- Aim of the exercise
Leaving the pictures aside, transcribe every line below exactly.

- Dataset excerpt
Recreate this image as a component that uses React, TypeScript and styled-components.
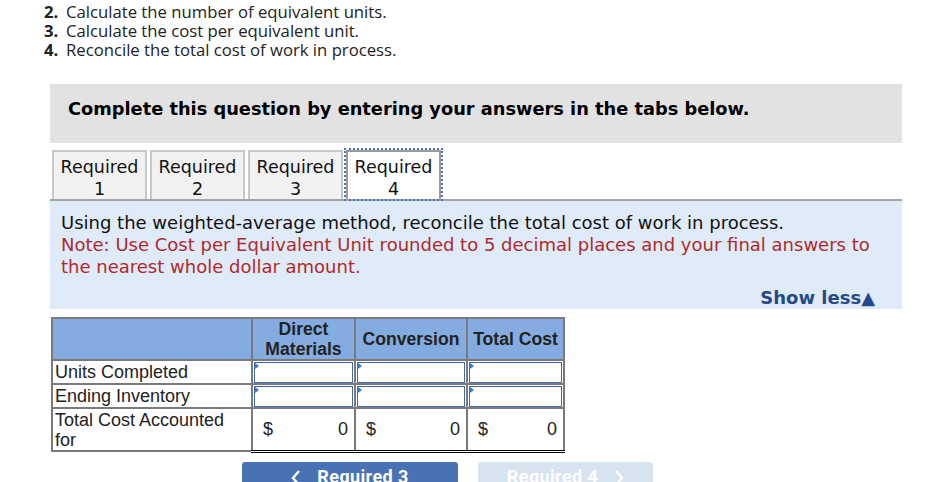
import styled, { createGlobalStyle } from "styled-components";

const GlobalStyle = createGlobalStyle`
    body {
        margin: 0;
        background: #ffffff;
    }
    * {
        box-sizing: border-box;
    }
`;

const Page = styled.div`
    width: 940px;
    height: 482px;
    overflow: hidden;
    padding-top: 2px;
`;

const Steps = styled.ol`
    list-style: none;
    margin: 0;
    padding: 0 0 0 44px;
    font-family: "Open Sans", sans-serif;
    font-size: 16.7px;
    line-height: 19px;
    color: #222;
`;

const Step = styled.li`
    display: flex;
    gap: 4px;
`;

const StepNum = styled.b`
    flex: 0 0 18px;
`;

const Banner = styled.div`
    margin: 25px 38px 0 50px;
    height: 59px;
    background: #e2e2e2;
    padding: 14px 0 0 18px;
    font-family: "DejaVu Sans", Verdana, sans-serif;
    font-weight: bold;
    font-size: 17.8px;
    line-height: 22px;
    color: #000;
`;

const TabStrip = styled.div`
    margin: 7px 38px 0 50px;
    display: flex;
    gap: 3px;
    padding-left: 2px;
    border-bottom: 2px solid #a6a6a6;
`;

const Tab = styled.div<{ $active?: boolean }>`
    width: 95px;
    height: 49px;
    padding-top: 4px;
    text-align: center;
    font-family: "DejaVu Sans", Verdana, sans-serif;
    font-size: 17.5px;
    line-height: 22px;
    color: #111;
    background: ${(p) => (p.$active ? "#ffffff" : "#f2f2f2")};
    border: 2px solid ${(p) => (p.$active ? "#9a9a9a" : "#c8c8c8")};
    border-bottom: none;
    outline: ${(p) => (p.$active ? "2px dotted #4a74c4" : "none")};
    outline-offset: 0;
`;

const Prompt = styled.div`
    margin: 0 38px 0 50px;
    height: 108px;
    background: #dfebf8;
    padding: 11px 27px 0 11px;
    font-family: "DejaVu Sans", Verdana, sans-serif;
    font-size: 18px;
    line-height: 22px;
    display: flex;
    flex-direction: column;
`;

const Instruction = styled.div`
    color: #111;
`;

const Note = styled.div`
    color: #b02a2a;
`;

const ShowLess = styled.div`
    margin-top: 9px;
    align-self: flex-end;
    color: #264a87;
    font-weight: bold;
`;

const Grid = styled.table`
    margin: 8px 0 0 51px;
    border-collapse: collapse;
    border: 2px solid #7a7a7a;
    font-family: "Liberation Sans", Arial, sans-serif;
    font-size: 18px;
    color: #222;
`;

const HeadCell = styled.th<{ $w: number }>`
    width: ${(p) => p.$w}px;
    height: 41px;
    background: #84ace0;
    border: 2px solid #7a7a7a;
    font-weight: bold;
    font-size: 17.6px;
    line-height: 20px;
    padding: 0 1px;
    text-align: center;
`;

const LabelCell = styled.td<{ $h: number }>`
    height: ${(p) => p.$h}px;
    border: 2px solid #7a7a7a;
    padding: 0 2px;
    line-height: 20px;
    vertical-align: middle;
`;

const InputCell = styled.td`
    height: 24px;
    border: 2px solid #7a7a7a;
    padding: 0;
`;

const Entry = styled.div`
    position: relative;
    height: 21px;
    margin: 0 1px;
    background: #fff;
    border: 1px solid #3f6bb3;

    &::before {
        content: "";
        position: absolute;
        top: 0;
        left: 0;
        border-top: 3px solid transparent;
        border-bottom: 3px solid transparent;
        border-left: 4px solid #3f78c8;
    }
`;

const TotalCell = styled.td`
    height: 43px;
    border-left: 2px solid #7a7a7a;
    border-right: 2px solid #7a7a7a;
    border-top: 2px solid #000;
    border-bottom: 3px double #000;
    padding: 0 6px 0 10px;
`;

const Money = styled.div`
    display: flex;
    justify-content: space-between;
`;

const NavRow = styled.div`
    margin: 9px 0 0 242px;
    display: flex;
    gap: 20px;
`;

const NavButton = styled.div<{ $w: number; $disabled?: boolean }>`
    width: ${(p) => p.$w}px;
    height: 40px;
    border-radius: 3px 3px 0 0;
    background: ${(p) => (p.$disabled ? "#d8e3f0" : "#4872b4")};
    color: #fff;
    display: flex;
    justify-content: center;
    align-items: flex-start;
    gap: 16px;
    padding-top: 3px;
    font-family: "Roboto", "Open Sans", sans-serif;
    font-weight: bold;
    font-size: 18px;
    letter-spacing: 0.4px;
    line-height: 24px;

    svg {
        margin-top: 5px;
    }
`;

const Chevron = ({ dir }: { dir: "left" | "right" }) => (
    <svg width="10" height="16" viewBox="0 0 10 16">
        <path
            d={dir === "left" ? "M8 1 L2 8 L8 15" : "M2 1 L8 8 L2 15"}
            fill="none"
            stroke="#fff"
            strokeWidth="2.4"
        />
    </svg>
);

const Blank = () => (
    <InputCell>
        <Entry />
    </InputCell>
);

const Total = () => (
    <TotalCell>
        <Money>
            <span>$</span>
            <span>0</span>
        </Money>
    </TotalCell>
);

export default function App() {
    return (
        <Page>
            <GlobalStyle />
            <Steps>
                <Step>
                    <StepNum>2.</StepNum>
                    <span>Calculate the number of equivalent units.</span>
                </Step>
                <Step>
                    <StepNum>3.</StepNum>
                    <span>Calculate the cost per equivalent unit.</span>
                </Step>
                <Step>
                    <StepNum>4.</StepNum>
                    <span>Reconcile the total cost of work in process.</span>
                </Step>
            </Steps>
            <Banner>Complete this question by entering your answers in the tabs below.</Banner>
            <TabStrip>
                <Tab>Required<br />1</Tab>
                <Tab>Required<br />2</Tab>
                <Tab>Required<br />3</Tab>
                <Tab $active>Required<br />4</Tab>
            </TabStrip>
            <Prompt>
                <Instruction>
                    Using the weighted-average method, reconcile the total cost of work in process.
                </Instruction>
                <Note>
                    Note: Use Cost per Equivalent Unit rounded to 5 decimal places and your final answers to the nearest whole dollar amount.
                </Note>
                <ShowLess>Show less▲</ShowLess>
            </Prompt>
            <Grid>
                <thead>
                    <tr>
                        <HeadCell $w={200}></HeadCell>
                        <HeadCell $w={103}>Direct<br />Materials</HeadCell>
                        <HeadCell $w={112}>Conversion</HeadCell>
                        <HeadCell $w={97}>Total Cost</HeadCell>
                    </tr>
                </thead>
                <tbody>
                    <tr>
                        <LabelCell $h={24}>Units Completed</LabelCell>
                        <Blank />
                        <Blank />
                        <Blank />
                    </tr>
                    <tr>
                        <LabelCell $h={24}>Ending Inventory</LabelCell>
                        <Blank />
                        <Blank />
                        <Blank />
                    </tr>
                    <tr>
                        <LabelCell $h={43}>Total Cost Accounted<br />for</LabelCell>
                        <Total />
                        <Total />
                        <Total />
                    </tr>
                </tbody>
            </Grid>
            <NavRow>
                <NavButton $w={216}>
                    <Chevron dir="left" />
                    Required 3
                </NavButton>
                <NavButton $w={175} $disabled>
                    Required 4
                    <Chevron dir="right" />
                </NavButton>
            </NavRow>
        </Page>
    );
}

- Task result
Recreate this image as a component that uses React, TypeScript and styled-components.
import styled, { createGlobalStyle } from "styled-components";

const GlobalStyle = createGlobalStyle`
    body {
        margin: 0;
        background: #ffffff;
    }
    * {
        box-sizing: border-box;
    }
`;

const Page = styled.div`
    width: 940px;
    height: 482px;
    overflow: hidden;
    padding-top: 2px;
`;

const Steps = styled.ol`
    list-style: none;
    margin: 0;
    padding: 0 0 0 44px;
    font-family: "Open Sans", sans-serif;
    font-size: 16.7px;
    line-height: 19px;
    color: #222;
`;

const Step = styled.li`
    display: flex;
    gap: 4px;
`;

const StepNum = styled.b`
    flex: 0 0 18px;
`;

const Banner = styled.div`
    margin: 25px 38px 0 50px;
    height: 59px;
    background: #e2e2e2;
    padding: 14px 0 0 18px;
    font-family: "DejaVu Sans", Verdana, sans-serif;
    font-weight: bold;
    font-size: 17.8px;
    line-height: 22px;
    color: #000;
`;

const TabStrip = styled.div`
    margin: 7px 38px 0 50px;
    display: flex;
    gap: 3px;
    padding-left: 2px;
    border-bottom: 2px solid #a6a6a6;
`;

const Tab = styled.div<{ $active?: boolean }>`
    width: 95px;
    height: 49px;
    padding-top: 4px;
    text-align: center;
    font-family: "DejaVu Sans", Verdana, sans-serif;
    font-size: 17.5px;
    line-height: 22px;
    color: #111;
    background: ${(p) => (p.$active ? "#ffffff" : "#f2f2f2")};
    border: 2px solid ${(p) => (p.$active ? "#9a9a9a" : "#c8c8c8")};
    border-bottom: none;
    outline: ${(p) => (p.$active ? "2px dotted #4a74c4" : "none")};
    outline-offset: 0;
`;

const Prompt = styled.div`
    margin: 0 38px 0 50px;
    height: 108px;
    background: #dfebf8;
    padding: 11px 27px 0 11px;
    font-family: "DejaVu Sans", Verdana, sans-serif;
    font-size: 18px;
    line-height: 22px;
    display: flex;
    flex-direction: column;
`;

const Instruction = styled.div`
    color: #111;
`;

const Note = styled.div`
    color: #b02a2a;
`;

const ShowLess = styled.div`
    margin-top: 9px;
    align-self: flex-end;
    color: #264a87;
    font-weight: bold;
`;

const Grid = styled.table`
    margin: 8px 0 0 51px;
    border-collapse: collapse;
    border: 2px solid #7a7a7a;
    font-family: "Liberation Sans", Arial, sans-serif;
    font-size: 18px;
    color: #222;
`;

const HeadCell = styled.th<{ $w: number }>`
    width: ${(p) => p.$w}px;
    height: 41px;
    background: #84ace0;
    border: 2px solid #7a7a7a;
    font-weight: bold;
    font-size: 17.6px;
    line-height: 20px;
    padding: 0 1px;
    text-align: center;
`;

const LabelCell = styled.td<{ $h: number }>`
    height: ${(p) => p.$h}px;
    border: 2px solid #7a7a7a;
    padding: 0 2px;
    line-height: 20px;
    vertical-align: middle;
`;

const InputCell = styled.td`
    height: 24px;
    border: 2px solid #7a7a7a;
    padding: 0;
`;

const Entry = styled.div`
    position: relative;
    height: 21px;
    margin: 0 1px;
    background: #fff;
    border: 1px solid #3f6bb3;

    &::before {
        content: "";
        position: absolute;
        top: 0;
        left: 0;
        border-top: 3px solid transparent;
        border-bottom: 3px solid transparent;
        border-left: 4px solid #3f78c8;
    }
`;

const TotalCell = styled.td`
    height: 43px;
    border-left: 2px solid #7a7a7a;
    border-right: 2px solid #7a7a7a;
    border-top: 2px solid #000;
    border-bottom: 3px double #000;
    padding: 0 6px 0 10px;
`;

const Money = styled.div`
    display: flex;
    justify-content: space-between;
`;

const NavRow = styled.div`
    margin: 9px 0 0 242px;
    display: flex;
    gap: 20px;
`;

const NavButton = styled.div<{ $w: number; $disabled?: boolean }>`
    width: ${(p) => p.$w}px;
    height: 40px;
    border-radius: 3px 3px 0 0;
    background: ${(p) => (p.$disabled ? "#d8e3f0" : "#4872b4")};
    color: #fff;
    display: flex;
    justify-content: center;
    align-items: flex-start;
    gap: 16px;
    padding-top: 3px;
    font-family: "Roboto", "Open Sans", sans-serif;
    font-weight: bold;
    font-size: 18px;
    letter-spacing: 0.4px;
    line-height: 24px;

    svg {
        margin-top: 5px;
    }
`;

const Chevron = ({ dir }: { dir: "left" | "right" }) => (
    <svg width="10" height="16" viewBox="0 0 10 16">
        <path
            d={dir === "left" ? "M8 1 L2 8 L8 15" : "M2 1 L8 8 L2 15"}
            fill="none"
            stroke="#fff"
            strokeWidth="2.4"
        />
    </svg>
);

const Blank = () => (
    <InputCell>
        <Entry />
    </InputCell>
);

const Total = () => (
    <TotalCell>
        <Money>
            <span>$</span>
            <span>0</span>
        </Money>
    </TotalCell>
);

export default function App() {
    return (
        <Page>
            <GlobalStyle />
            <Steps>
                <Step>
                    <StepNum>2.</StepNum>
                    <span>Calculate the number of equivalent units.</span>
                </Step>
                <Step>
                    <StepNum>3.</StepNum>
                    <span>Calculate the cost per equivalent unit.</span>
                </Step>
                <Step>
                    <StepNum>4.</StepNum>
                    <span>Reconcile the total cost of work in process.</span>
                </Step>
            </Steps>
            <Banner>Complete this question by entering your answers in the tabs below.</Banner>
            <TabStrip>
                <Tab>Required<br />1</Tab>
                <Tab>Required<br />2</Tab>
                <Tab>Required<br />3</Tab>
                <Tab $active>Required<br />4</Tab>
            </TabStrip>
            <Prompt>
                <Instruction>
                    Using the weighted-average method, reconcile the total cost of work in process.
                </Instruction>
                <Note>
                    Note: Use Cost per Equivalent Unit rounded to 5 decimal places and your final answers to the nearest whole dollar amount.
                </Note>
                <ShowLess>Show less▲</ShowLess>
            </Prompt>
            <Grid>
                <thead>
                    <tr>
                        <HeadCell $w={200}></HeadCell>
                        <HeadCell $w={103}>Direct<br />Materials</HeadCell>
                        <HeadCell $w={112}>Conversion</HeadCell>
                        <HeadCell $w={97}>Total Cost</HeadCell>
                    </tr>
                </thead>
                <tbody>
                    <tr>
                        <LabelCell $h={24}>Units Completed</LabelCell>
                        <Blank />
                        <Blank />
                        <Blank />
                    </tr>
                    <tr>
                        <LabelCell $h={24}>Ending Inventory</LabelCell>
                        <Blank />
                        <Blank />
                        <Blank />
                    </tr>
                    <tr>
                        <LabelCell $h={43}>Total Cost Accounted<br />for</LabelCell>
                        <Total />
                        <Total />
                        <Total />
                    </tr>
                </tbody>
            </Grid>
            <NavRow>
                <NavButton $w={216}>
                    <Chevron dir="left" />
                    Required 3
                </NavButton>
                <NavButton $w={175} $disabled>
                    Required 4
                    <Chevron dir="right" />
                </NavButton>
            </NavRow>
        </Page>
    );
}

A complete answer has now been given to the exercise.